Nur gesunde Bäume können sich gegen Schädlinge wehren
Gesunde Bäume können Borkenkäfer meist abwehren. Durch Harzproduktion schafft es eine gesunde Fichte, circa 400 Eindringlingen den Rüssel zu verkleben. Wenn die Bäume aber wie in den letzten Jahren unter Wasserstress stehen und geschwächt sind, haben die Käfer schnell leichtes Spiel. In die Rinde und ins Holz fressen die Käfer-Männchen kleine Hohlräume, von Wissenschaftlern Rammelkammern genannt. Mit hormonellen Duftstoffen locken sie die Weibchen an. Ein Baum bietet Platz für etwa 10 000 Käfer und Larven. Bei Platzmangel schwärmen die Käfer aus, der nächste Baum ist an der Reihe.
Mittlerweile findet der Borkenkäfer immer weniger Fichten. Er hat sich, sagen Förster, vielerorts sozusagen seine eigene Existenzgrundlage zerstört. Aber die Lage sei immer noch schlimm. Der Schwerpunkt des Befalls liegt nun im Sauer- und im Siegerland, während die Situation in der Eifel etwas besser sei.
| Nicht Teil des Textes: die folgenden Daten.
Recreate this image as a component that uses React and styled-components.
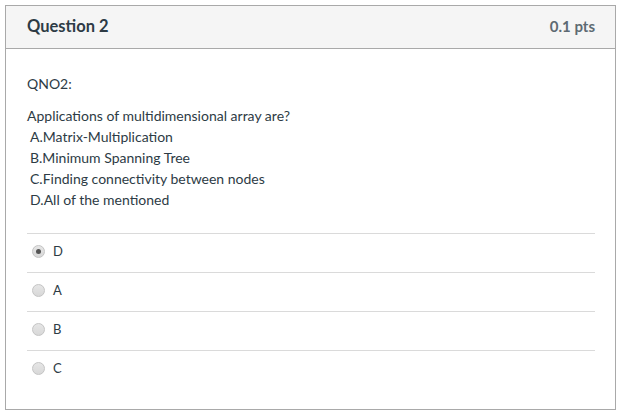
import styled, { createGlobalStyle } from 'styled-components'

const GlobalStyle = createGlobalStyle`
  body {
    margin: 0;
    background: #fff;
    font-family: Lato, 'Open Sans', sans-serif;
    color: #2d3b45;
  }
`

const answers = [
  { id: 'd', label: 'D', checked: true },
  { id: 'a', label: 'A' },
  { id: 'b', label: 'B' },
  { id: 'c', label: 'C' },
]

const App = () => {
  return (
    <>
      <GlobalStyle />
      <Panel>
        <Header>
          <Title>Question 2</Title>
          <Points>0.1 pts</Points>
        </Header>
        <Body>
          <Text>QNO2:</Text>
          <Text>
            Applications of multidimensional array are?
            <Option>A.Matrix-Multiplication</Option>
            <Option>B.Minimum Spanning Tree</Option>
            <Option>C.Finding connectivity between nodes</Option>
            <Option>D.All of the mentioned</Option>
          </Text>
        </Body>
        <Answers>
          {answers.map((answer) => (
            <Answer key={answer.id}>
              <Radio checked={answer.checked} />
              <AnswerLabel>{answer.label}</AnswerLabel>
            </Answer>
          ))}
        </Answers>
      </Panel>
    </>
  )
}

const Panel = styled.div`
  margin: 5px 0 0 5px;
  width: 609px;
  height: 403px;
  border: 1px solid #a9a9a9;
  background: #fff;
`

const Header = styled.div`
  display: flex;
  align-items: center;
  justify-content: space-between;
  height: 42px;
  padding: 0 20px 0 21px;
  background: #f5f5f5;
  border-bottom: 1px solid #a9a9a9;
`

const Title = styled.h2`
  margin: 0 0 2px;
  font-size: 16.5px;
  font-weight: 700;
  color: #2d3b45;
`

const Points = styled.span`
  margin-bottom: 2px;
  font-size: 15px;
  font-weight: 700;
  color: #5d6a72;
`

const Body = styled.div`
  padding: 24px 21px 0;
`

const Text = styled.div`
  font-size: 14px;
  line-height: 21px;
  margin-bottom: 11px;
`

const Option = styled.div`
  padding-left: 3px;
`

const Answers = styled.div`
  margin: 23px 20px 0 21px;
`

const Answer = styled.div`
  display: flex;
  align-items: center;
  gap: 8px;
  height: 34px;
  padding: 0 0 4px 5px;
  border-top: 1px solid #dadada;
`

const Radio = styled.span`
  position: relative;
  width: 13px;
  height: 13px;
  border-radius: 50%;
  border: 1px solid #c4c4c4;
  background: linear-gradient(#e6e6e6, #d8d8d8);
  box-sizing: border-box;

  &::after {
    content: '';
    display: ${(p) => (p.checked ? 'block' : 'none')};
    position: absolute;
    top: 3px;
    left: 3px;
    width: 5px;
    height: 5px;
    border-radius: 50%;
    background: #555;
  }
`

const AnswerLabel = styled.span`
  font-size: 13px;
  color: #2d3b45;
`

export default App
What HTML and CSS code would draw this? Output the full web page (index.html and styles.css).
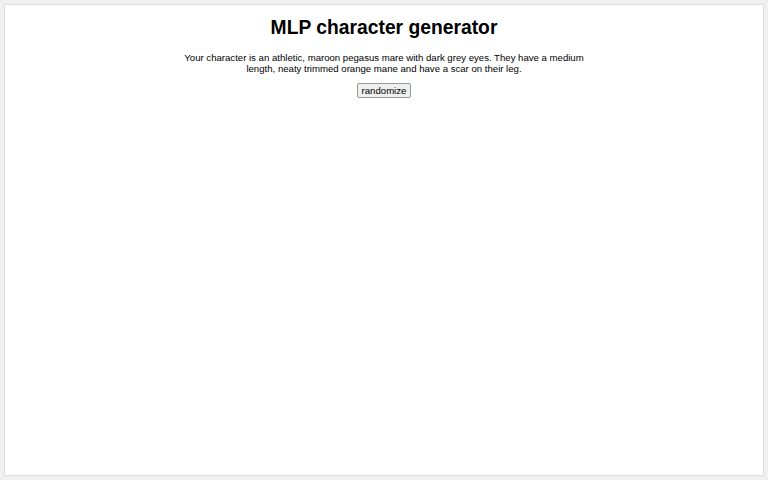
FILE: index.html
```html
<!DOCTYPE html>
<html lang="en">
<head>
  <meta charset="UTF-8" />
  <title>MLP character generator</title>
  <link rel="stylesheet" href="styles.css">
</head>
<body>
  <div id="page">
    <h1>MLP character generator</h1>
    <p id="result">Your character is an athletic, maroon pegasus mare with dark grey eyes. They have a medium length, neaty trimmed orange mane and have a scar on their leg.</p>
    <button id="randomBtn">randomize</button>
  </div>
</body>
</html>
```

FILE: styles.css
```css
* {
  margin: 0;
  padding: 0;
  box-sizing: border-box;
}

html, body {
  height: 100%;
}

body {
  background: #f0f0f0;
  font-family: "Liberation Sans", Arial, sans-serif;
  color: #000;
  padding: 4px;
}

#page {
  height: 100%;
  background: #fff;
  border: 1px solid #dcdcdc;
  display: flex;
  flex-direction: column;
  align-items: center;
  padding-top: 9px;
}

h1 {
  font-size: 19.3px;
  font-weight: bold;
  line-height: 28px;
}

#result {
  width: 404px;
  margin-top: 10px;
  font-size: 9.6px;
  line-height: 11px;
  text-align: center;
}

#randomBtn {
  margin-top: 9px;
  font-family: "Liberation Sans", Arial, sans-serif;
  font-size: 9.6px;
  padding: 1px 4px;
  background: #efefef;
  border: 1px solid #999;
  border-radius: 2px;
}
```
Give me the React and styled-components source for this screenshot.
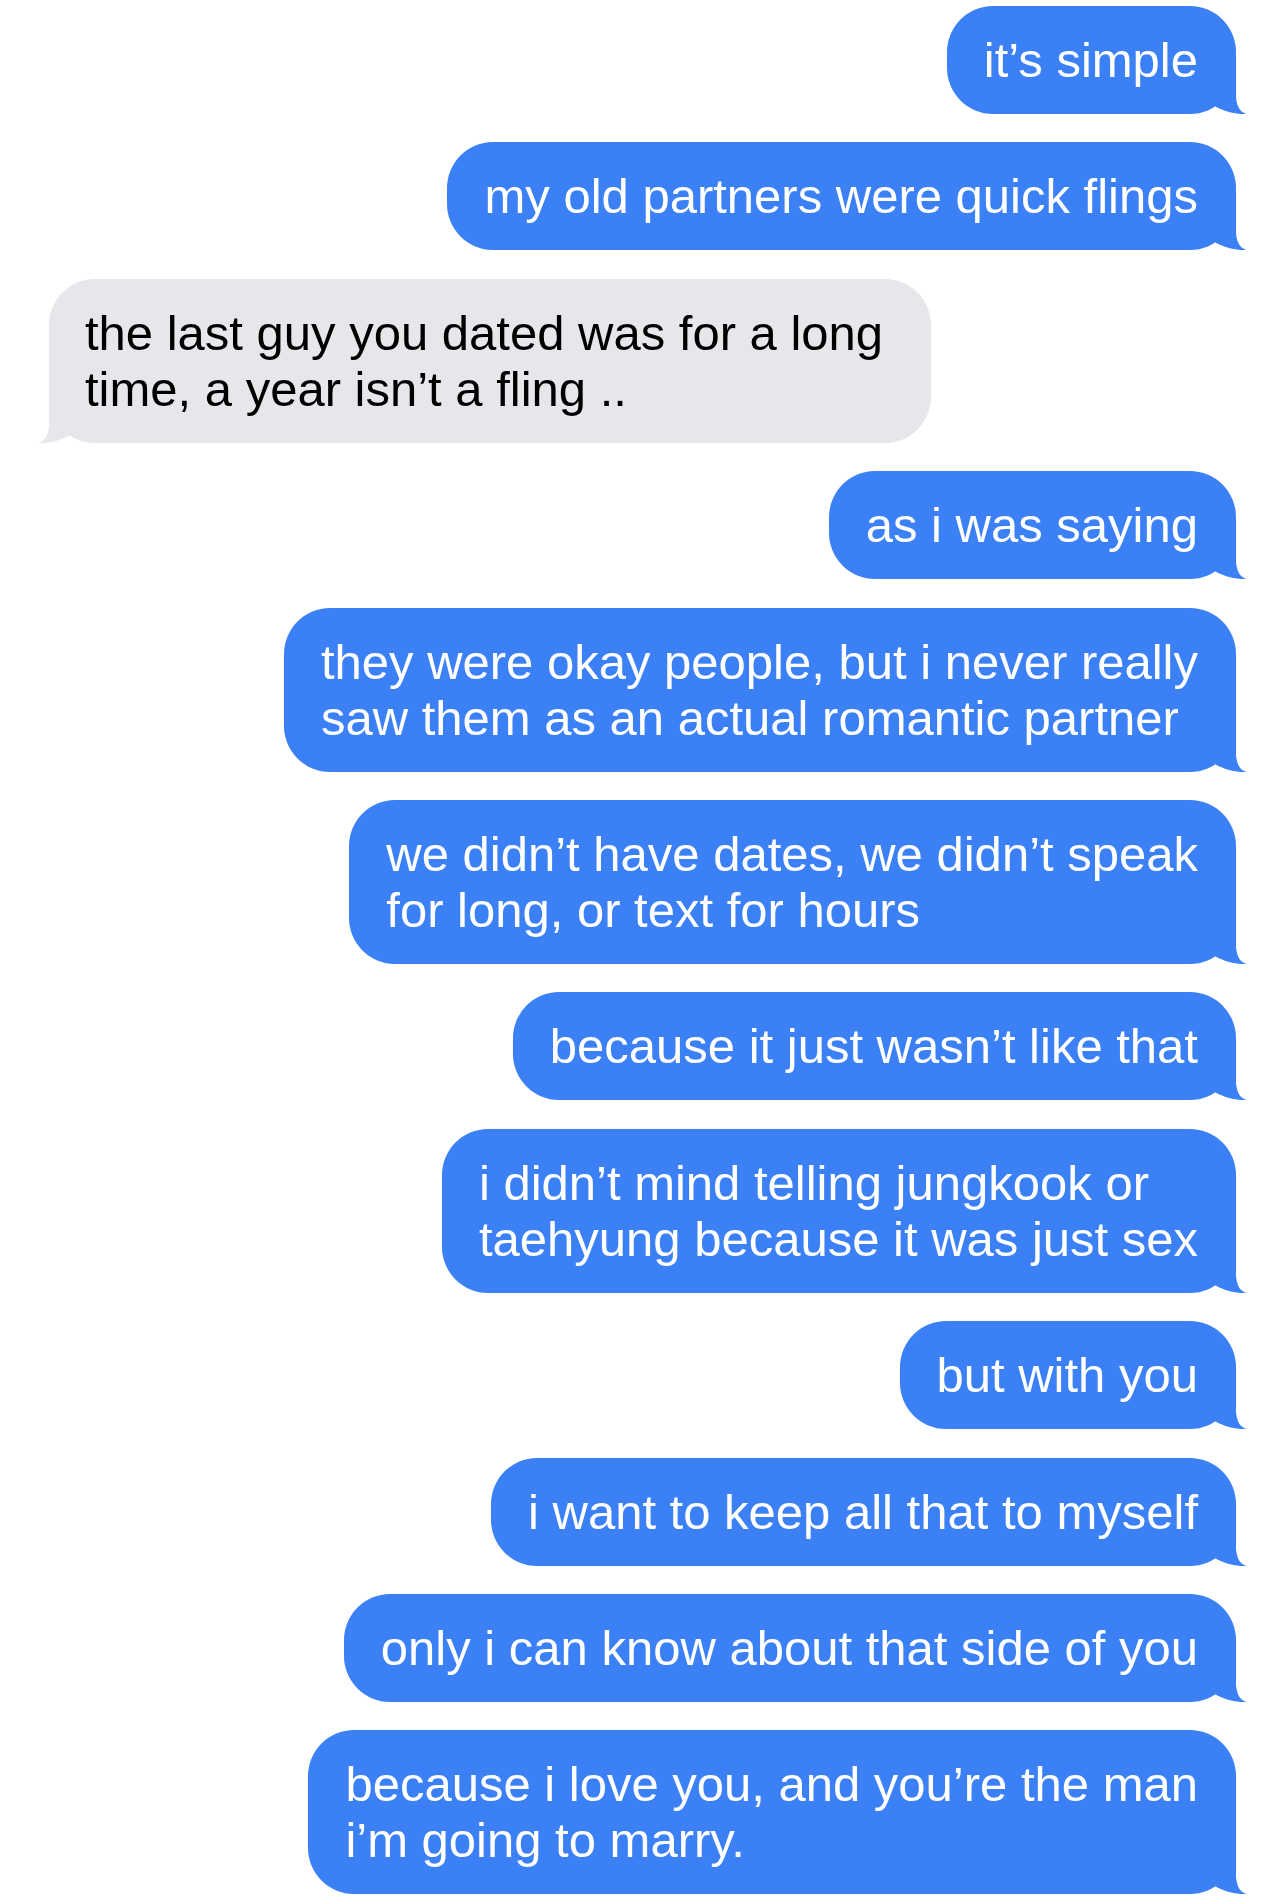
import React from "react";
import styled, { createGlobalStyle } from "styled-components";

const GlobalStyle = createGlobalStyle`
  html, body {
    margin: 0;
    padding: 0;
    background: #ffffff;
  }
  body {
    font-family: "Liberation Sans", Arial, sans-serif;
    -webkit-font-smoothing: antialiased;
  }
`;

const BLUE = "#3b80f5";
const GRAY = "#e7e6eb";

const Thread = styled.div`
  display: flex;
  flex-direction: column;
  gap: 28.4px;
  padding: 6px 48px 10px 49px;
  width: 1284px;
  box-sizing: border-box;
  min-height: 1904px;
`;

const Bubble = styled.div`
  position: relative;
  align-self: ${(p) => (p.$sent ? "flex-end" : "flex-start")};
  background: ${(p) => (p.$sent ? BLUE : GRAY)};
  color: ${(p) => (p.$sent ? "#ffffff" : "#000000")};
  border-radius: 46px;
  padding: ${(p) => (p.$sent ? "26px 38px 26px 37px" : "26px 48px 26px 36px")};
  font-size: 49px;
  line-height: 56px;
  white-space: nowrap;
`;

const Line = styled.span`
  display: block;
`;

const Tail = styled.svg`
  position: absolute;
  bottom: 0;
  width: 32px;
  height: 46px;
  ${(p) =>
    p.$sent
      ? "right: -11px;"
      : "left: -11px; transform: scaleX(-1);"}
  fill: ${(p) => (p.$sent ? BLUE : GRAY)};
`;

const messages = [
  { sent: true, lines: ["it’s simple"] },
  { sent: true, lines: ["my old partners were quick flings"] },
  {
    sent: false,
    lines: ["the last guy you dated was for a long", "time, a year isn’t a fling .."],
  },
  { sent: true, lines: ["as i was saying"] },
  {
    sent: true,
    lines: [
      "they were okay people, but i never really",
      "saw them as an actual romantic partner",
    ],
  },
  {
    sent: true,
    lines: ["we didn’t have dates, we didn’t speak", "for long, or text for hours"],
  },
  { sent: true, lines: ["because it just wasn’t like that"] },
  {
    sent: true,
    lines: ["i didn’t mind telling jungkook or", "taehyung because it was just sex"],
  },
  { sent: true, lines: ["but with you"] },
  { sent: true, lines: ["i want to keep all that to myself"] },
  { sent: true, lines: ["only i can know about that side of you"] },
  {
    sent: true,
    lines: ["because i love you, and you’re the man", "i’m going to marry."],
  },
];

function Message({ sent, lines }) {
  return (
    <Bubble $sent={sent}>
      {lines.map((l, i) => (
        <Line key={i}>{l}</Line>
      ))}
      <Tail $sent={sent} viewBox="-21 -46 32 46" aria-hidden="true">
        <path d="M -2 -46 L 0 -46 L 0 -17 C 1 -5 6 -1 11 0 C 2 1 -14 -3 -21 -8 L -21 -20 Z" />
      </Tail>
    </Bubble>
  );
}

export default function App() {
  return (
    <>
      <GlobalStyle />
      <Thread>
        {messages.map((m, i) => (
          <Message key={i} sent={m.sent} lines={m.lines} />
        ))}
      </Thread>
    </>
  );
}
Besonders schlecht aber geht es den Fichten im Ruhrgebiet. Etwa die Hälfte der Bäume in NRW ist in den vergangenen Jahren dem Klimawandel und den Borkenkäfern zum Opfer gefallen. Im Bereich des RVR waren es bereits Ende 2021 schon 90 Prozent.
Und der Regen der vergangenen Tage und Wochen? Kann er den Bäumen, die noch stehen nicht helfen? Schlott schüttelt den Kopf. „Der reicht nicht. Graben Sie mal in Ihrem Garten und Sie werden staunen, in welch geringer Tiefe es immer noch extrem trocken ist.“ Helfen, sagt der Fachbereichsleiter, würde der klassische Landregen – kontinuierlich über einen langen Zeitraum. „Oder eine große Schneemenge, die langsam abtaut und den Boden mit Wasser auffüllt“.